### WHAT IS EXPECTED
Take every line that has the string "this" and copy it out.

____ PROVIDED DATA

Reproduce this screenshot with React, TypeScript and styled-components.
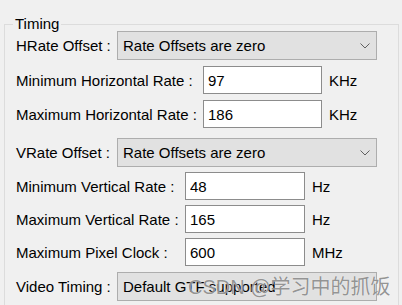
import styled, { createGlobalStyle } from 'styled-components';

const GlobalStyle = createGlobalStyle`
  body {
    margin: 0;
    background: #f0f0f0;
    font-family: "Liberation Sans", Arial, sans-serif;
    font-size: 15px;
    color: #000;
  }
`;

const Page = styled.div`
  position: relative;
  width: 402px;
  height: 305px;
  overflow: hidden;
  box-sizing: border-box;
  padding: 17px 3px 0 4px;
`;

const Group = styled.fieldset`
  margin: 0;
  border: 1px solid #dcdcdc;
  padding: 0 11px 30px 11px;
`;

const Legend = styled.legend`
  font-size: 15px;
  line-height: 14px;
  padding: 0 2px;
  margin-left: -3px;
`;

const Fields = styled.div`
  display: flex;
  flex-direction: column;
`;

const Row = styled.div<{ $top: number }>`
  display: flex;
  align-items: center;
  margin-top: ${(p) => p.$top}px;
`;

const Label = styled.span<{ $w: number }>`
  flex: none;
  width: ${(p) => p.$w}px;
  white-space: nowrap;
`;

const Combo = styled.div`
  box-sizing: border-box;
  width: 260px;
  height: 29px;
  display: flex;
  align-items: center;
  justify-content: space-between;
  padding: 0 6px 0 5px;
  background: #e1e1e1;
  border: 1px solid #adadad;
  color: #000;
  white-space: nowrap;
`;

const Field = styled.input<{ $w: number }>`
  box-sizing: border-box;
  width: ${(p) => p.$w}px;
  height: 28px;
  margin: 0;
  padding: 0 4px;
  border: 1px solid #8c8c8c;
  background: #fff;
  font: inherit;
  color: #000;
  outline: none;
`;

const Unit = styled.span`
  margin-left: 7px;
`;

const Watermark = styled.div`
  position: absolute;
  left: 188px;
  top: 274px;
  font-family: "Liberation Sans", "Noto Sans CJK SC", sans-serif;
  font-size: 20px;
  line-height: 26px;
  color: rgba(120, 120, 120, 0.8);
  text-shadow: 0 0 1px rgba(255, 255, 255, 0.9);
  white-space: nowrap;
  pointer-events: none;
`;

function Chevron() {
  return (
    <svg width="10" height="6" viewBox="0 0 10 6">
      <path d="M0.5 0.5 L5 5 L9.5 0.5" fill="none" stroke="#606060" strokeWidth="1" />
    </svg>
  );
}

function Select({ value, arrow = true }: { value: string; arrow?: boolean }) {
  return (
    <Combo>
      <span>{value}</span>
      {arrow && <Chevron />}
    </Combo>
  );
}

const rates = [
  { label: 'Minimum Horizontal Rate :', value: '97', unit: 'KHz', top: 6 },
  { label: 'Maximum Horizontal Rate :', value: '186', unit: 'KHz', top: 6 },
];

const vrates = [
  { label: 'Minimum Vertical Rate :', value: '48', unit: 'Hz', top: 5 },
  { label: 'Maximum Vertical Rate :', value: '165', unit: 'Hz', top: 5 },
  { label: 'Maximum Pixel Clock :', value: '600', unit: 'MHz', top: 5 },
];

export default function App() {
  return (
    <Page>
      <GlobalStyle />
      <Group>
        <Legend>Timing</Legend>
        <Fields>
          <Row $top={0}>
            <Label $w={101}>HRate Offset :</Label>
            <Select value="Rate Offsets are zero" />
          </Row>
          {rates.map((r) => (
            <Row $top={r.top} key={r.label}>
              <Label $w={187}>{r.label}</Label>
              <Field $w={119} readOnly value={r.value} />
              <Unit>{r.unit}</Unit>
            </Row>
          ))}
          <Row $top={10}>
            <Label $w={101}>VRate Offset :</Label>
            <Select value="Rate Offsets are zero" />
          </Row>
          {vrates.map((r) => (
            <Row $top={r.top} key={r.label}>
              <Label $w={169}>{r.label}</Label>
              <Field $w={120} readOnly value={r.value} />
              <Unit>{r.unit}</Unit>
            </Row>
          ))}
          <Row $top={6}>
            <Label $w={101}>Video Timing :</Label>
            <Select value="Default GTF supported" arrow={false} />
          </Row>
        </Fields>
      </Group>
      <Watermark>CSDN @学习中的抓饭</Watermark>
    </Page>
  );
}
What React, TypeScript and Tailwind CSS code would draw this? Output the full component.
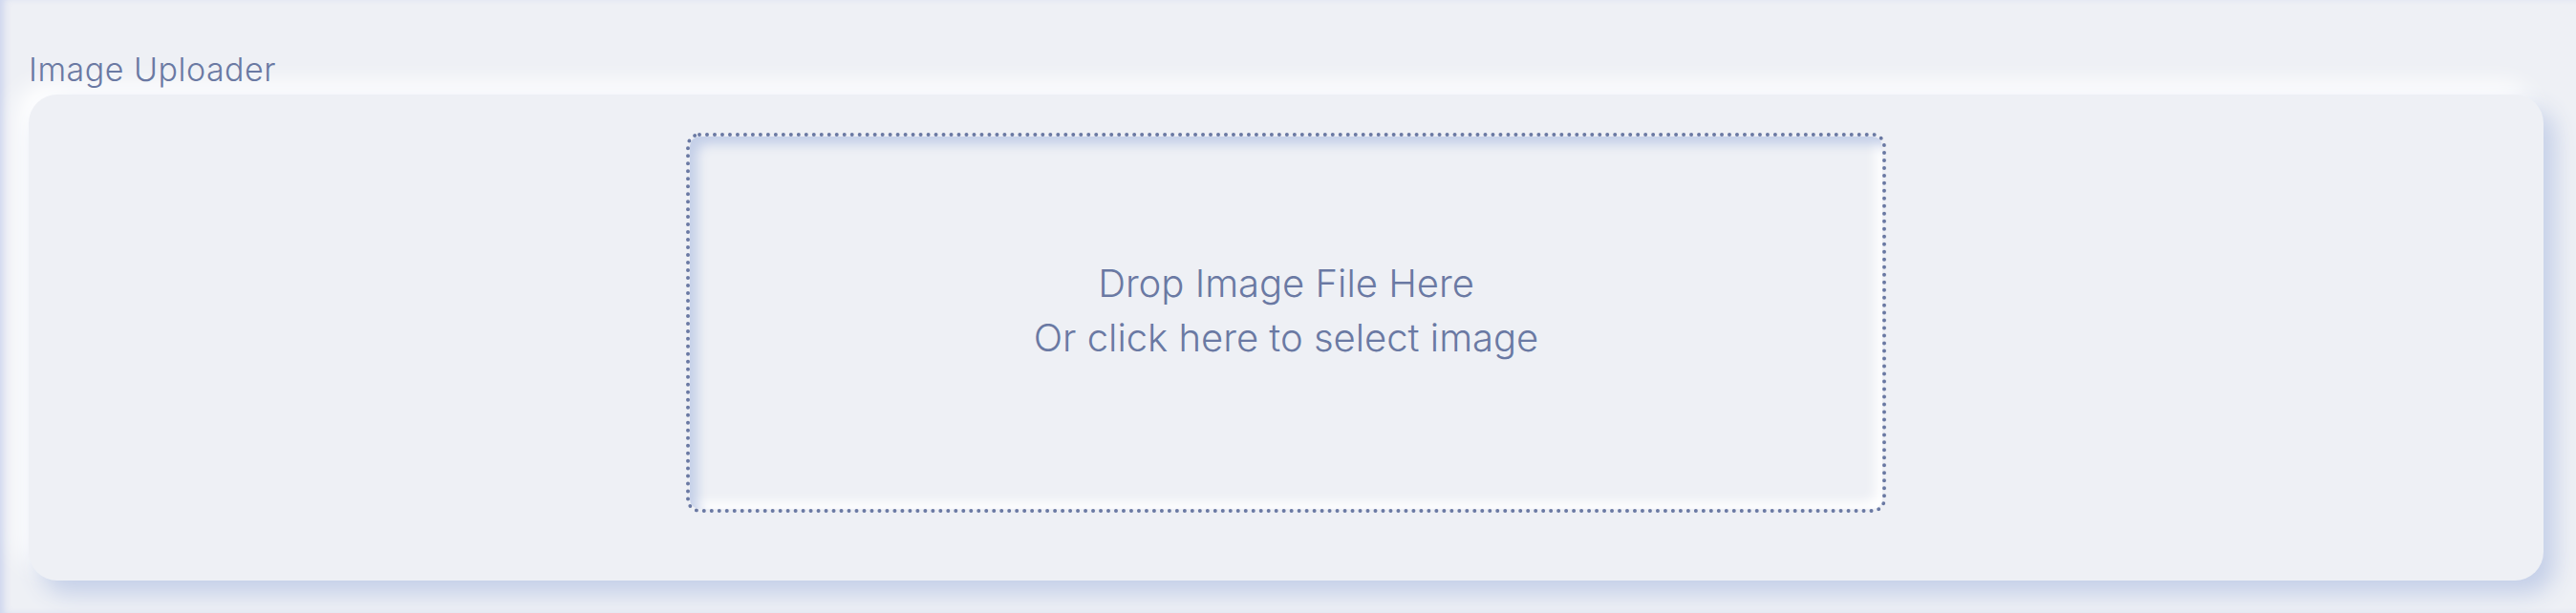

________

### THE REPLY
Reproduce this screenshot with React, TypeScript and styled-components.
What React, TypeScript and Tailwind CSS code would draw this? Output the full component.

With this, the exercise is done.